Anonymous pools do not remove edge. They redistribute it.
They take edge away from players who rely on noise and give more of it to players who can think clearly without needing personal history to guide every decision.
If You Remember One Thing
Anonymous online poker pools change everything because they shift the game away from identity and toward structure.
That means less reliance on image, fewer personal reads, more population-based decisions, and a greater reward for discipline, value accuracy, and clean strategic thinking.
Players who do not adjust keep playing yesterday’s online poker in today’s environment.
Players who do adjust usually find that anonymous pools are not less strategic.
They are just strategic in a different way.
FAQ: Anonymous Online Poker Pools
What are anonymous online poker pools?
Anonymous online poker pools are games where player identities are hidden or less persistent, which reduces long-term reads, notes, and image-based strategy.
Why do anonymous online poker pools change strategy so much?
They change strategy because players have less player-specific information, so decisions shift more toward population tendencies, cleaner baselines, and stronger range-based thinking.
Are bluffs harder in anonymous online poker pools?
Not always harder, but they need stronger structural logic.

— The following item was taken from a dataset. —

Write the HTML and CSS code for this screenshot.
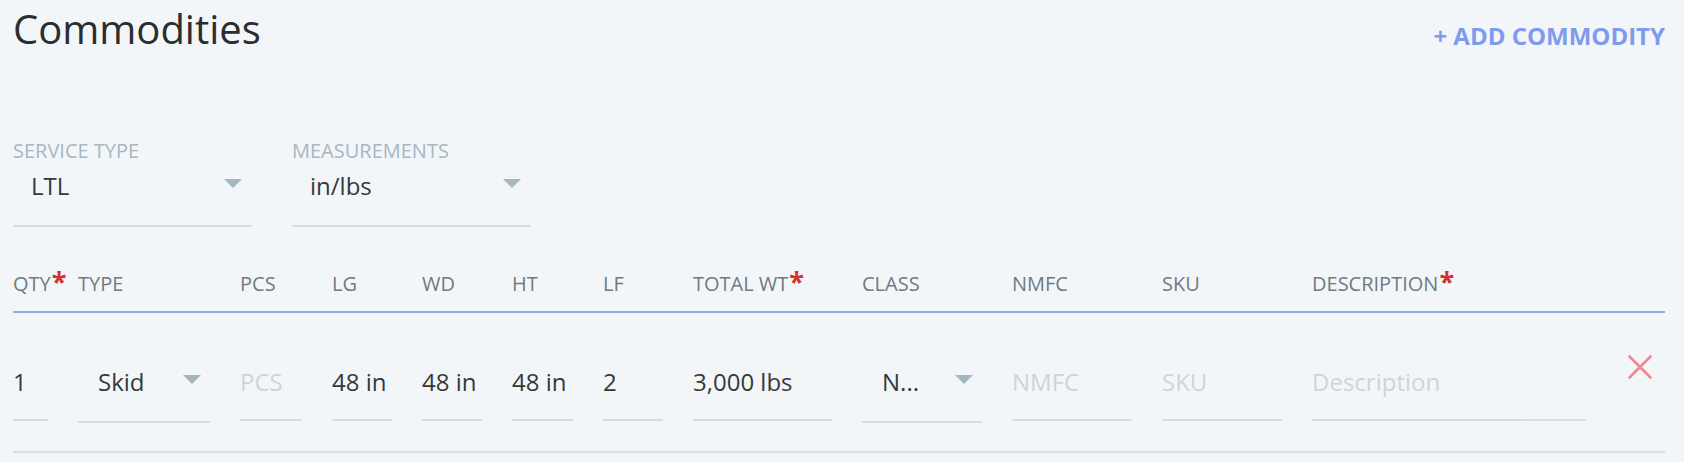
FILE: index.html
```html
<!DOCTYPE html>
<html lang="en">
<head>
<meta charset="utf-8">
<title>Commodities</title>
<link rel="stylesheet" href="styles.css">
</head>
<body>
<section class="panel">
  <header class="title-row">
    <h1 class="title">Commodities</h1>
    <button class="add-btn" type="button">+ ADD COMMODITY</button>
  </header>

  <div class="selects">
    <div class="select-field">
      <div class="select-label">Service Type</div>
      <div class="select-value"><span>LTL</span><span class="caret"></span></div>
    </div>
    <div class="select-field">
      <div class="select-label">Measurements</div>
      <div class="select-value"><span>in/lbs</span><span class="caret"></span></div>
    </div>
  </div>

  <div class="grid head-row">
    <div class="th">QTY<span class="req">*</span></div>
    <div class="th">TYPE</div>
    <div class="th">PCS</div>
    <div class="th">LG</div>
    <div class="th">WD</div>
    <div class="th">HT</div>
    <div class="th">LF</div>
    <div class="th">TOTAL WT<span class="req">*</span></div>
    <div class="th">CLASS</div>
    <div class="th">NMFC</div>
    <div class="th">SKU</div>
    <div class="th">DESCRIPTION<span class="req">*</span></div>
    <div class="th"></div>
  </div>

  <div class="grid data-row">
    <div class="text-field"><input class="inp" value="1"></div>
    <div class="row-select"><span>Skid</span><span class="caret"></span></div>
    <div class="text-field"><input class="inp" placeholder="PCS"></div>
    <div class="text-field"><input class="inp" value="48 in"></div>
    <div class="text-field"><input class="inp" value="48 in"></div>
    <div class="text-field"><input class="inp" value="48 in"></div>
    <div class="text-field"><input class="inp" value="2"></div>
    <div class="text-field"><input class="inp" value="3,000 lbs"></div>
    <div class="row-select"><span>N...</span><span class="caret"></span></div>
    <div class="text-field"><input class="inp" placeholder="NMFC"></div>
    <div class="text-field"><input class="inp" placeholder="SKU"></div>
    <div class="text-field"><input class="inp" placeholder="Description"></div>
    <div class="remove-cell">
      <svg class="remove" width="24" height="24" viewBox="0 0 24 24" aria-label="Remove">
        <path d="M1.5 1.5 L22.5 22.5 M22.5 1.5 L1.5 22.5" stroke="#f2868d" stroke-width="2.6" stroke-linecap="round" fill="none"/>
      </svg>
    </div>
  </div>

  <div class="ghost ghost-a"></div>
  <div class="ghost ghost-b"></div>
</section>
</body>
</html>
```

FILE: styles.css
```css
* { box-sizing: border-box; }

html, body {
  margin: 0;
  padding: 0;
  background: #ffffff;
}

body {
  font-family: "Open Sans", "Noto Sans", sans-serif;
  color: #363a3d;
}

.panel {
  position: relative;
  width: 1684px;
  height: 462px;
  padding: 0 19px 0 13px;
  background: #f3f6f9;
}

.title-row {
  display: flex;
  justify-content: space-between;
  align-items: flex-start;
}

.title {
  margin: 5px 0 0 0;
  font-size: 40px;
  line-height: 48px;
  font-weight: 400;
  color: #2b2d2f;
}

.add-btn {
  margin: 20px 0 0 0;
  padding: 0;
  border: 0;
  background: transparent;
  font-family: inherit;
  font-size: 24px;
  line-height: 32px;
  font-weight: 700;
  color: #7f9bee;
  cursor: pointer;
}

.selects {
  display: flex;
  gap: 40px;
  margin-top: 86px;
}

.select-field {
  width: 239px;
  border-bottom: 2px solid #d8dcdf;
}

.select-label {
  font-size: 20px;
  line-height: 24px;
  text-transform: uppercase;
  color: #a8b7c0;
}

.select-value {
  display: flex;
  justify-content: space-between;
  align-items: flex-start;
  margin-top: 7px;
  height: 55px;
  padding: 0 10px 0 18px;
  font-size: 24px;
  line-height: 32px;
  color: #35393c;
}

.caret {
  display: block;
  width: 0;
  height: 0;
  margin-top: 9px;
  border-left: 9px solid transparent;
  border-right: 9px solid transparent;
  border-top: 9px solid #a4b6c0;
}

.grid {
  display: grid;
  grid-template-columns: 35px 132px 62px 60px 60px 61px 60px 139px 120px 120px 120px 274px 48px;
  column-gap: 30px;
}

.head-row {
  margin-top: 45px;
  padding-bottom: 15px;
  border-bottom: 2px solid #91a9f2;
}

.th {
  font-size: 20px;
  line-height: 24px;
  color: #6f7a82;
  white-space: nowrap;
}

.req {
  display: inline-block;
  vertical-align: top;
  margin-left: 1px;
  font-size: 27px;
  line-height: 18px;
  font-weight: 700;
  color: #d6302c;
}

.data-row {
  align-items: start;
  padding-top: 53px;
  padding-bottom: 28px;
  border-bottom: 2px solid #dcdfe2;
}

.text-field {
  padding-bottom: 21px;
  border-bottom: 2px solid #d8dcdf;
}

.inp {
  display: block;
  width: 100%;
  height: 32px;
  margin: 0;
  padding: 0;
  border: 0;
  outline: none;
  background: transparent;
  font-family: inherit;
  font-size: 24px;
  line-height: 32px;
  color: #35393c;
}

.inp::placeholder {
  color: #cfd4d8;
  opacity: 1;
}

.row-select {
  display: flex;
  justify-content: space-between;
  align-items: flex-start;
  height: 57px;
  padding: 0 9px 23px 20px;
  border-bottom: 2px solid #d8dcdf;
  font-size: 24px;
  line-height: 32px;
  color: #35393c;
}

.remove-cell {
  display: flex;
  justify-content: center;
}

.remove {
  display: block;
  margin-top: -11px;
}

.ghost {
  position: absolute;
  top: 390px;
  width: 63px;
  height: 50px;
  border-radius: 8px;
  background: rgba(255, 255, 255, 0.07);
}

.ghost-a { left: 1525px; }
.ghost-b { left: 1605px; }
```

Without reliable table image or history, bluffs must rely more on board texture, range pressure, and pool tendencies.
Do anonymous poker pools make GTO more important?
They often make solid baseline strategy more important, but they do not remove the need to think. Players still need to adjust when the pool shows clear recurring mistakes.
What is the biggest mistake players make in anonymous online poker pools?
The biggest mistake is failing to adapt. Many players keep relying on image, personal reads, or automatic habits instead of shifting toward population-based strategy and disciplined execution.